The direct estimation of heritability from genome-wide common variant data as implemented in the program Genome-wide Complex Trait Analysis (GCTA) has provided a means to quantify heritability attributable to all interrogated variants. We have quantified the variance in liability to disease explained by all SNPs for two phenotypically-related neurobehavioral disorders, obsessive-compulsive disorder (OCD) and Tourette Syndrome (TS), using GCTA. Our analysis yielded a heritability point estimate of 0.58 (se = 0.09, p = 5.64e-12) for TS, and 0.37 (se = 0.07, p = 1.5e-07) for OCD. In addition, we conducted multiple genomic partitioning analyses to identify genomic elements that concentrate this heritability. We examined genomic architectures of TS and OCD by chromosome, MAF bin, and functional annotations. In addition, we assessed heritability for early onset and adult onset OCD. Among other notable results, we found that SNPs with a minor allele frequency of less than 5% accounted for 21% of the TS heritability and 0% of the OCD heritability. Additionally, we identified a significant contribution to TS and OCD heritability by variants significantly associated with gene expression in two regions of the brain (parietal cortex and cerebellum) for which we had available expression quantitative trait loci (eQTLs). Finally we analyzed the genetic correlation between TS and OCD, revealing a genetic correlation of 0.41 (se = 0.15, p = 0.002).
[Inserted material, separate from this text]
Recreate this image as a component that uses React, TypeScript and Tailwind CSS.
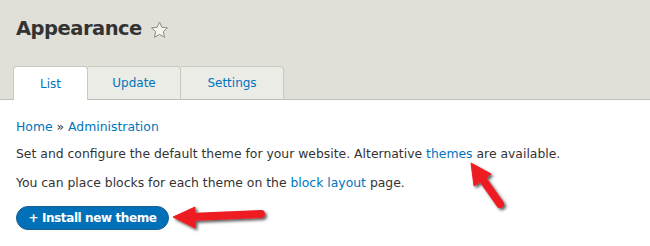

These results are very close to previous heritability estimates for TS and OCD based on twin and family studies, suggesting that very little, if any, heritability is truly missing (i.e., unassayed) from TS and OCD GWAS studies of common variation. The results also indicate that there is some genetic overlap between these two phenotypically-related neuropsychiatric disorders, but suggest that the two disorders have distinct genetic architectures.